Strata, launched in June last year, is a 100 per cent Mubadala-owned plant making lightweight aero structures that will use advanced composites to produce aircraft parts. Phase one of Strata will cover 21,600 square km with first deliveries for its customers due next September. Parts for Airbus A330s, A340s and A380s, plus spoilers and ailerons for A330s and A340s, and complete tail sections for ATR of Italy will be made at the facility.
Ross Bradley, the chief executive of Strata, said that in older aeroplanes such as the Boeing 747, composites made up about 4 per cent of the aircraft. While Boeing's new 787 Dreamliner was about 45 per cent composites, in the next decade new versions of the Airbus A320 and Boeing 737 could be up to 80 per cent composites.
Because of the lack of taxes in the UAE and lower energy and labour expenses, Strata's costs are 20 per cent lower than those of competitors in Europe, Mr Bradley said.

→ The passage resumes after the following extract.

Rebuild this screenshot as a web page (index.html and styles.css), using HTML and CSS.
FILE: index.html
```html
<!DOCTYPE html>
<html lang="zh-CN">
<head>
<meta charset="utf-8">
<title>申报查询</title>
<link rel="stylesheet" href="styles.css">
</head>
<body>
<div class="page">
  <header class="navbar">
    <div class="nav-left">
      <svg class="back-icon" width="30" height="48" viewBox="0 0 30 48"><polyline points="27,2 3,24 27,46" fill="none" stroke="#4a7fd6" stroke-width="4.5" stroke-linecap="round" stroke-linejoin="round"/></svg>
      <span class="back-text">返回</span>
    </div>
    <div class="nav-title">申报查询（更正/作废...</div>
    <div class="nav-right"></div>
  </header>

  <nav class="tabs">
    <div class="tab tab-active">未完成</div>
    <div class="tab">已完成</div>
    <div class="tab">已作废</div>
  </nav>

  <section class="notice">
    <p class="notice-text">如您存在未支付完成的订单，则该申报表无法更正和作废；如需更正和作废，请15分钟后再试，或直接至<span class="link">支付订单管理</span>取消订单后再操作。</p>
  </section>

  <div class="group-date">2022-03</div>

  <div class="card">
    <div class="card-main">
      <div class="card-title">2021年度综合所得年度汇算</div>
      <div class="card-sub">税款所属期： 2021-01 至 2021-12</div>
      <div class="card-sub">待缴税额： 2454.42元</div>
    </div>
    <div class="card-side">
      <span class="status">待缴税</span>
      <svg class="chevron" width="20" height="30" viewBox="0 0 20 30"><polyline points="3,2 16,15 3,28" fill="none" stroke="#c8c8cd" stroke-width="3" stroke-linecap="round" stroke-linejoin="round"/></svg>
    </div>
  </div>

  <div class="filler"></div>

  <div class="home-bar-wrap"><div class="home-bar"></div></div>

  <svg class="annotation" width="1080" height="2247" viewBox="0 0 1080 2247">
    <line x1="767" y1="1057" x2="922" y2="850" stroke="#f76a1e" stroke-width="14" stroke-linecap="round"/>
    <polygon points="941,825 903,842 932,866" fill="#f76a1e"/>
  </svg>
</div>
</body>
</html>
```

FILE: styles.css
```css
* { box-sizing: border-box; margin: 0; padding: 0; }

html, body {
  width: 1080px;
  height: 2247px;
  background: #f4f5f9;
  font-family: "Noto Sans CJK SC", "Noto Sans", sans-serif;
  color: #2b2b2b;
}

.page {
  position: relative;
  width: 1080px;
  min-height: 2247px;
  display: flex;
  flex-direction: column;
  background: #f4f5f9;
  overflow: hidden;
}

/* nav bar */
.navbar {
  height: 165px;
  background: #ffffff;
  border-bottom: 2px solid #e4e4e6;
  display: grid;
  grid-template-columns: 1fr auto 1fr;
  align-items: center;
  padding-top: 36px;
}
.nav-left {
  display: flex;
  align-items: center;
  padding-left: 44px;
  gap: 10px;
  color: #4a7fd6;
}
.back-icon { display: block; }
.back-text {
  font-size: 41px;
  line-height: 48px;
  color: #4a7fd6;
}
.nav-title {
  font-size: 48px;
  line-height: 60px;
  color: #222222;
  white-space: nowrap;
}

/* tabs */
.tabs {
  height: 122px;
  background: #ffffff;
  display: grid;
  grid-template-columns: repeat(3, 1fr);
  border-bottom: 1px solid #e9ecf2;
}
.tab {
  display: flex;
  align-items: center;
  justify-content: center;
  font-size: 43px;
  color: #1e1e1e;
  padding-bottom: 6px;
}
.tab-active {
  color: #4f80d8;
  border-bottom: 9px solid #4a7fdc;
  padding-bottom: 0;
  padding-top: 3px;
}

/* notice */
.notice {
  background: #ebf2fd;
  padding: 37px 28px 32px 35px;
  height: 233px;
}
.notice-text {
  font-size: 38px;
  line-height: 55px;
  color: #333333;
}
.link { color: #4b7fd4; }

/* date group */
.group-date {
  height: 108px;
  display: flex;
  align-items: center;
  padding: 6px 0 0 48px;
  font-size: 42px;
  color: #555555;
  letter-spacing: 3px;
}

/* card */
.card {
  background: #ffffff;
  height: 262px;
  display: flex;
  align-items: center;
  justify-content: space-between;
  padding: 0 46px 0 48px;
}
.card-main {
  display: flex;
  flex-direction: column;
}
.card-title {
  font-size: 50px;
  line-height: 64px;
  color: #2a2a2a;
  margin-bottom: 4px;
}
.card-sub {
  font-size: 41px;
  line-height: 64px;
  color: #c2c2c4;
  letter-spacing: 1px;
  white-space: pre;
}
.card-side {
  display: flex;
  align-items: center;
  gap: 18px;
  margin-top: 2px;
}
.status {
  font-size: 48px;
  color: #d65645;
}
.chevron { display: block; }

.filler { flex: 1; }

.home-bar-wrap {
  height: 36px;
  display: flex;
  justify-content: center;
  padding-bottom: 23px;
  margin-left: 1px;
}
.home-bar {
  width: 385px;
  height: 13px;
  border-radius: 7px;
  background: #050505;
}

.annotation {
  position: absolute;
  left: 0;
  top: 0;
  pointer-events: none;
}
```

Yesterday, Mubadala hosted a media tour of its Strata manufacturing plant, built in less than a year and already producing wing parts for the Airbus A330.
Other existing facilities include Horizon International Flight Academy, which is expected to expand and become another anchor tenant in the planned cluster. Nearby, training will also be carried out at Al Ain International Aviation Academy.

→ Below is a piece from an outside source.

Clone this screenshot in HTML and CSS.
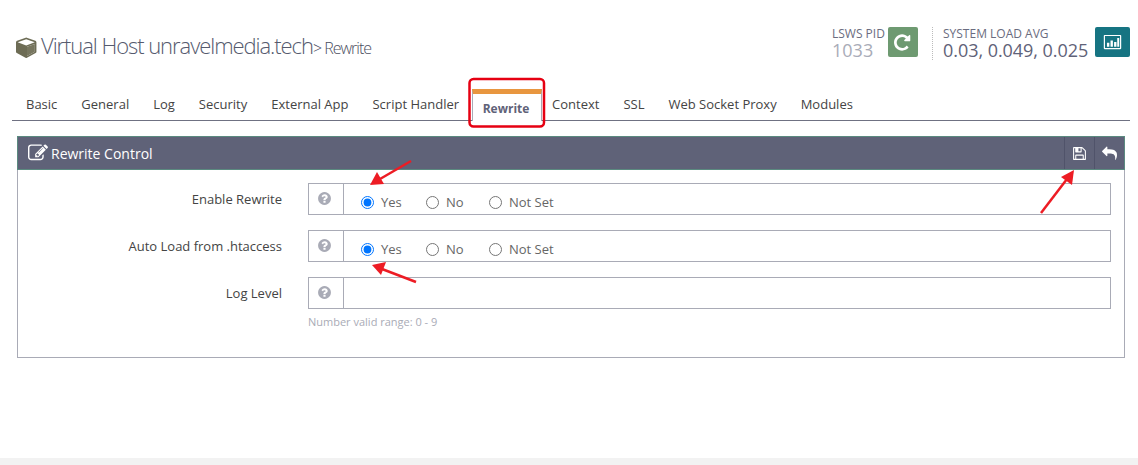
FILE: index.html
```html
<!DOCTYPE html>
<html lang="en">
<head>
<meta charset="utf-8">
<title>Rewrite</title>
<link rel="stylesheet" href="styles.css">
</head>
<body>
<div class="page">
  <header class="top">
    <h1 class="title">
      <svg class="cube" viewBox="0 0 1792 1792"><path d="M896 1629l640-349v-636l-640 233v752zm-64-864l698-254-698-254-698 254zm832-252v768q0 35-18 65t-49 47l-704 384q-28 16-61 16t-61-16l-704-384q-31-17-49-47t-18-65v-768q0-40 23-73t61-47l704-256q22-8 44-8t44 8l704 256q38 14 61 47t23 73z"/><path class="cube-face" d="M896 1629l640-349v-636l-640 233z"/></svg>
      <span class="title-main">Virtual Host unravelmedia.tech</span><span class="title-sub">&gt; Rewrite</span>
    </h1>
    <div class="stats">
      <div class="stat stat-pid">
        <div class="stat-label">LSWS PID</div>
        <div class="stat-value pid">1033</div>
      </div>
      <button class="btn btn-green" type="button">
        <svg viewBox="0 0 1792 1792"><path d="M1536 256v448q0 26-19 45t-45 19h-448q-42 0-59-40-17-39 14-69l138-138q-148-137-349-137-104 0-198.5 40.5t-163.5 109.5-109.5 163.5-40.5 198.5 40.5 198.5 109.5 163.5 163.5 109.5 198.5 40.5q119 0 225-52t179-147q7-10 23-12 15 0 25 9l137 138q9 8 9.5 20.5t-7.5 22.5q-109 132-264 204.5t-327 72.5q-156 0-298-61t-245-164-164-245-61-298 61-298 164-245 245-164 298-61q147 0 284.5 55.5t244.5 156.5l130-129q29-31 70-14 39 17 39 59z"/></svg>
      </button>
      <div class="stat stat-load">
        <div class="stat-label">SYSTEM LOAD AVG</div>
        <div class="stat-value load">0.03, 0.049, 0.025</div>
      </div>
      <button class="btn btn-teal" type="button">
        <svg viewBox="0 0 24 20"><path d="M2 1h20a1 1 0 0 1 1 1v16a1 1 0 0 1-1 1H2a1 1 0 0 1-1-1V2a1 1 0 0 1 1-1zm.5 1.5v15h19v-15z"/><path d="M5 11h3v5H5zM9.500 8h3v8h-3zM14 10h3v6h-3zM18 5h2.500v11H18z"/></svg>
      </button>
    </div>
  </header>

  <nav class="tabs">
    <a class="tab">Basic</a>
    <a class="tab">General</a>
    <a class="tab">Log</a>
    <a class="tab">Security</a>
    <a class="tab">External App</a>
    <a class="tab">Script Handler</a>
    <a class="tab tab-active">Rewrite</a>
    <a class="tab">Context</a>
    <a class="tab">SSL</a>
    <a class="tab">Web Socket Proxy</a>
    <a class="tab">Modules</a>
  </nav>

  <section class="widget">
    <div class="widget-head">
      <svg class="edit-icon" viewBox="0 0 1792 1792"><path d="M888 1184l116-116-152-152-116 116v56h96v96h56zm440-720q-16-16-33 1l-350 350q-17 17-1 33t33-1l350-350q17-17 1-33zm80 594v190q0 119-84.500 203.500t-203.500 84.500h-832q-119 0-203.500-84.500t-84.500-203.500v-832q0-119 84.500-203.500t203.500-84.500h832q63 0 117 25 15 7 18 23 3 17-9 29l-49 49q-14 14-32 8-23-6-45-6h-832q-66 0-113 47t-47 113v832q0 66 47 113t113 47h832q66 0 113-47t47-113v-126q0-13 9-22l64-64q15-15 35-7t20 29zm-96-738l288 288-672 672h-288v-288zm444 132l-92 92-288-288 92-92q28-28 68-28t68 28l152 152q28 28 28 68t-28 68z"/></svg>
      <h2 class="widget-title">Rewrite Control</h2>
      <div class="widget-actions">
        <span class="action"><svg viewBox="0 0 1792 1792"><path d="M512 1536h768v-384h-768v384zm896 0h128v-896q0-14-10-38.500t-20-34.500l-281-281q-10-10-34-20t-39-10v416q0 40-28 68t-68 28h-576q-40 0-68-28t-28-68v-416h-128v1280h128v-416q0-40 28-68t68-28h832q40 0 68 28t28 68v416zm-384-928v-320q0-13-9.500-22.500t-22.500-9.500h-192q-13 0-22.500 9.500t-9.500 22.500v320q0 13 9.500 22.500t22.500 9.500h192q13 0 22.500-9.500t9.500-22.500zm640 32v928q0 40-28 68t-68 28h-1344q-40 0-68-28t-28-68v-1344q0-40 28-68t68-28h928q40 0 88 20t76 48l280 280q28 28 48 76t20 88z"/></svg></span>
        <span class="action"><svg viewBox="0 0 1792 1792"><path d="M1792 1120q0 166-127 451-3 7-10.500 24t-13.500 30-13 22q-12 17-28 17-15 0-23.500-10t-8.500-25q0-9 2.500-26.500t2.500-23.500q5-68 5-123 0-101-17.500-181t-48.500-138.500-80-101-105.500-69.500-133-42.500-154-21.500-175.500-6h-224v256q0 26-19 45t-45 19-45-19l-512-512q-19-19-19-45t19-45l512-512q19-19 45-19t45 19 19 45v256h224q713 0 875 403 53 134 53 333z"/></svg></span>
      </div>
    </div>
    <form class="widget-body">
      <div class="row">
        <label class="row-label">Enable Rewrite</label>
        <div class="field">
          <span class="addon"><svg class="help" viewBox="0 0 1792 1792"><path d="M1024 1376v-192q0-14-9-23t-23-9h-192q-14 0-23 9t-9 23v192q0 14 9 23t23 9h192q14 0 23-9t9-23zm256-672q0-88-55.500-163t-138.500-116-170-41q-243 0-371 213-15 24 8 42l132 100q7 6 19 6 16 0 25-12 53-68 86-92 34-24 86-24 48 0 85.500 26t37.500 59q0 38-20 61t-68 45q-63 28-115.500 86.500t-52.500 125.500v36q0 14 9 23t23 9h192q14 0 23-9t9-23q0-19 21.500-49.500t54.500-49.500q32-18 49-28.500t46-35 44.500-48 28-60.500 12.500-81zm384 192q0 209-103 385.500t-279.500 279.500-385.500 103-385.500-103-279.500-279.500-103-385.500 103-385.500 279.500-279.500 385.500-103 385.500 103 279.500 279.500 103 385.500z"/></svg></span>
          <div class="radios">
            <label class="radio r-yes"><input type="radio" name="enable" checked>Yes</label>
            <label class="radio r-no"><input type="radio" name="enable">No</label>
            <label class="radio"><input type="radio" name="enable">Not Set</label>
          </div>
        </div>
      </div>
      <div class="row">
        <label class="row-label">Auto Load from .htaccess</label>
        <div class="field">
          <span class="addon"><svg class="help" viewBox="0 0 1792 1792"><path d="M1024 1376v-192q0-14-9-23t-23-9h-192q-14 0-23 9t-9 23v192q0 14 9 23t23 9h192q14 0 23-9t9-23zm256-672q0-88-55.500-163t-138.500-116-170-41q-243 0-371 213-15 24 8 42l132 100q7 6 19 6 16 0 25-12 53-68 86-92 34-24 86-24 48 0 85.500 26t37.500 59q0 38-20 61t-68 45q-63 28-115.500 86.500t-52.500 125.500v36q0 14 9 23t23 9h192q14 0 23-9t9-23q0-19 21.500-49.500t54.500-49.500q32-18 49-28.500t46-35 44.500-48 28-60.500 12.500-81zm384 192q0 209-103 385.500t-279.500 279.500-385.500 103-385.500-103-279.500-279.500-103-385.500 103-385.500 279.500-279.500 385.500-103 385.500 103 279.500 279.500 103 385.500z"/></svg></span>
          <div class="radios">
            <label class="radio r-yes"><input type="radio" name="auto" checked>Yes</label>
            <label class="radio r-no"><input type="radio" name="auto">No</label>
            <label class="radio"><input type="radio" name="auto">Not Set</label>
          </div>
        </div>
      </div>
      <div class="row">
        <label class="row-label">Log Level</label>
        <div class="field-wrap">
          <div class="field">
            <span class="addon"><svg class="help" viewBox="0 0 1792 1792"><path d="M1024 1376v-192q0-14-9-23t-23-9h-192q-14 0-23 9t-9 23v192q0 14 9 23t23 9h192q14 0 23-9t9-23zm256-672q0-88-55.500-163t-138.500-116-170-41q-243 0-371 213-15 24 8 42l132 100q7 6 19 6 16 0 25-12 53-68 86-92 34-24 86-24 48 0 85.500 26t37.500 59q0 38-20 61t-68 45q-63 28-115.500 86.500t-52.500 125.500v36q0 14 9 23t23 9h192q14 0 23-9t9-23q0-19 21.500-49.500t54.500-49.500q32-18 49-28.500t46-35 44.500-48 28-60.500 12.500-81zm384 192q0 209-103 385.500t-279.500 279.500-385.500 103-385.500-103-279.500-279.500-103-385.500 103-385.500 279.500-279.500 385.500-103 385.500 103 279.500 279.500 103 385.500z"/></svg></span>
            <input class="text-input" type="text">
          </div>
          <p class="hint">Number valid range: 0 - 9</p>
        </div>
      </div>
    </form>
  </section>
  <div class="spacer"></div>
  <footer class="foot"></footer>
</div>

<svg class="marks" viewBox="0 0 1138 465" width="1138" height="465">
  <rect class="mark-box" x="469.500" y="79" width="74.500" height="47.500" rx="4"/>
  <path class="mark-line" d="M411 161L380 179"/>
  <path class="mark-head" d="M370 185L377 172L384 184Z"/>
  <path class="mark-line" d="M416 282L382 269"/>
  <path class="mark-head" d="M372 265L386 262L381 275Z"/>
  <path class="mark-line" d="M1041 213L1067 179"/>
  <path class="mark-head" d="M1074 170L1072 185L1061 177Z"/>
</svg>
</body>
</html>
```

FILE: styles.css
```css
* { box-sizing: border-box; }
html, body { margin: 0; padding: 0; height: 100%; background: #fff; overflow: hidden; }
body { font-family: "Open Sans", sans-serif; font-size: 13px; color: #333; position: relative; }

.page { display: flex; flex-direction: column; height: 465px; }

.top { display: flex; justify-content: space-between; align-items: flex-start; height: 89px; padding: 28px 8px 0 16px; }
.title { display: flex; align-items: baseline; margin: 4px 0 0; font-weight: 300; color: #333; line-height: 26px; }
.cube { width: 22px; height: 22px; fill: #6d6c55; align-self: center; margin-right: 3px; }
.cube-face { fill: #77765f; }
.title-main { font-size: 22px; letter-spacing: -1.06px; color: #555a6e; }
.title-sub { font-size: 16px; letter-spacing: -1px; color: #4a4e60; }

.stats { display: flex; align-items: flex-start; margin-top: -1px; }
.stat-label { font-size: 12px; line-height: 13px; color: #6a6c80; }
.stat-value { font-size: 18px; line-height: 20px; }
.stat-pid { width: 56px; }
.pid { color: #a9acb8; }
.load { color: #5f6278; letter-spacing: -0.05px; }
.stat-load { margin-left: 14px; padding-left: 10px; border-left: 1px dotted #bbb; width: 163px; height: 33px; }
.btn { display: flex; align-items: center; justify-content: center; width: 30px; height: 30px; border: 0; padding: 0; border-radius: 2px; }
.btn svg { fill: #fff; }
.btn-green { background: #6e9a71; }
.btn-green svg { width: 19px; height: 19px; }
.btn-teal { background: #167482; width: 35px; }
.btn-teal svg { width: 19px; height: 16px; }

.tabs { display: flex; height: 32px; margin: 0 8px 0 12px; padding-left: 2px; border-bottom: 1px solid #6f7182; }
.tab { padding: 6px 12px 0; font-size: 13px; line-height: 18px; color: #444; white-space: nowrap; }
.tab-active { height: 32px; margin: 0 -2px 0 1px; width: 70px; padding: 5px 2px 0 0; text-align: center; font-size: 12px; font-weight: 700; color: #5f6278; line-height: 20px; background: #fff; border: 1px solid #a9abb6; border-top: 5px solid #e8963f; border-bottom: 0; }

.widget { margin: 15px 13px 0 17px; height: 222px; border: 1px solid #a9abb6; border-top: 0; }
.widget-head { display: flex; align-items: center; height: 34px; margin: 0 -1px; padding-left: 10px; background: #5f6278; border: 1px solid #5b8a80; color: #fff; }
.edit-icon { width: 20px; height: 20px; fill: #fff; margin-right: 3px; }
.widget-title { flex: 1; margin: 0; padding-top: 1px; font-size: 14px; font-weight: 400; line-height: 20px; }
.widget-actions { display: flex; align-self: stretch; }
.action { display: flex; align-items: center; justify-content: center; width: 30px; border-left: 1px solid #50536a; }
.action svg { width: 15px; height: 15px; fill: #fff; }

.widget-body { padding-top: 13px; }
.row { display: flex; margin-bottom: 15px; }
.row-label { width: 264px; padding-top: 7px; text-align: right; font-size: 13px; line-height: 18px; color: #444; }
.field-wrap { display: flex; flex-direction: column; margin-left: 26px; width: 803px; }
.field { display: flex; width: 803px; height: 32px; margin-left: 26px; border: 1px solid #a9abb6; }
.field-wrap .field { margin-left: 0; }
.addon { display: flex; justify-content: center; width: 35px; padding: 7px 3px 0 0; border-right: 1px solid #a9abb6; }
.help { width: 15px; height: 15px; fill: #a9abb6; }
.radios { display: flex; padding: 8px 0 0 17px; }
.radio { display: flex; align-items: center; height: 20px; font-size: 13px; color: #666; }
.radio input { width: 13px; height: 13px; margin: 0 7px 0 0; accent-color: #0075ff; }
.r-yes { width: 65px; }
.r-no { width: 63px; }
.text-input { flex: 1; border: 0; outline: 0; background: transparent; }
.hint { margin: 5px 0 0; font-size: 11px; line-height: 15px; color: #a9abb6; }

.spacer { flex: 1; }
.foot { height: 7px; background: #f2f2f2; }

.marks { position: absolute; left: 0; top: 0; pointer-events: none; }
.mark-box { fill: none; stroke: #e60012; stroke-width: 2.500; }
.mark-line { fill: none; stroke: #ed1c24; stroke-width: 2.500; }
.mark-head { fill: #ed1c24; }
```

While plans for future phases of the cluster have not been revealed, it is expected to host facilities for the assembly of helicopters, unmanned aerial vehicles, aircraft interiors, and engineering research and development companies. "Whatever makes sense, we will get on it one by one," Mr al Shemmari said. "We are not getting ahead of ourselves."
The facility should benefit from the major defence purchases by the UAE Armed Forces, which often come with local content requirements or other offset obligations. Mubadala is one of several state-backed development companies that act as industrial partners to these defence contractors.
Alessandro Borgogna, a principal at the management consultancy Booz & Company, said European companies would look for offshore facilities to minimise currency risks and the UAE's dollar peg was attractive.
"They also want to establish strategic partnerships in this key region in order to have access to the local demand and to meet the offset agreements in place in some countries," he said.
In recent months, the area has been visited by aerospace delegations from the US and France, and next month a UK group will pay a visit.
Aerospace is a major focus for Abu Dhabi’s development plans because it has high barriers for entry and requires huge amounts of capital, energy and technical know-how, said Homaid al Shemmari, the executive director of Mubadala Aerospace.
“We are always asking how Abu Dhabi can be competitive and what edge it has,” he said. “With aerospace, anything that requires a lot of capital to compete with the rest of world and has high barriers to entry, we will get into. Also, anything that requires a lot of energy, we will get into because, comparatively for Abu Dhabi, energy is low-cost,” he said.
Mubadala, with US$23 billion (Dh84.48bn) of assets under management, has expanded its aerospace unit from virtually a standing start in 2006 to become one of the fastest-growing aerospace ventures worldwide, with several companies launched in the past two years.
This summer, an $800 million military aircraft maintenance business was created between Mubadala and Sikorsky of the US, with plans for a facility to open in Al Ain in about 2013.
This focus on military maintenance will complement Mubadala’s existing civil aviation businesses, Abu Dhabi Aircraft Technologies and SR Technics. Mubadala has also launched Sanad Aero Solutions as a financing partner for airlines purchasing expensive components.
Other major units include Strata, a manufacturer of lightweight wing components and aircraft tailparts, and Horizon International Flight Academy.
Mubadala also has a major stake in the business jet manufacturer Piaggio Aero. The Italian company is expected to become a major contributor to Mubadala’s plans to build a business jet in Abu Dhabi by 2018.
Mr al Shemmari said that all Mubadala’s projects were geared towards delivering a “double bottom line” of economic and social returns, including high-value jobs for UAE nationals.
This article has been altered. The original article incorrectly quoted Alessandro Borgogna of the management consultancy Booz & Company as saying Abu Dhabi would become an attractive low-cost manufacturing base for European aerospace firms.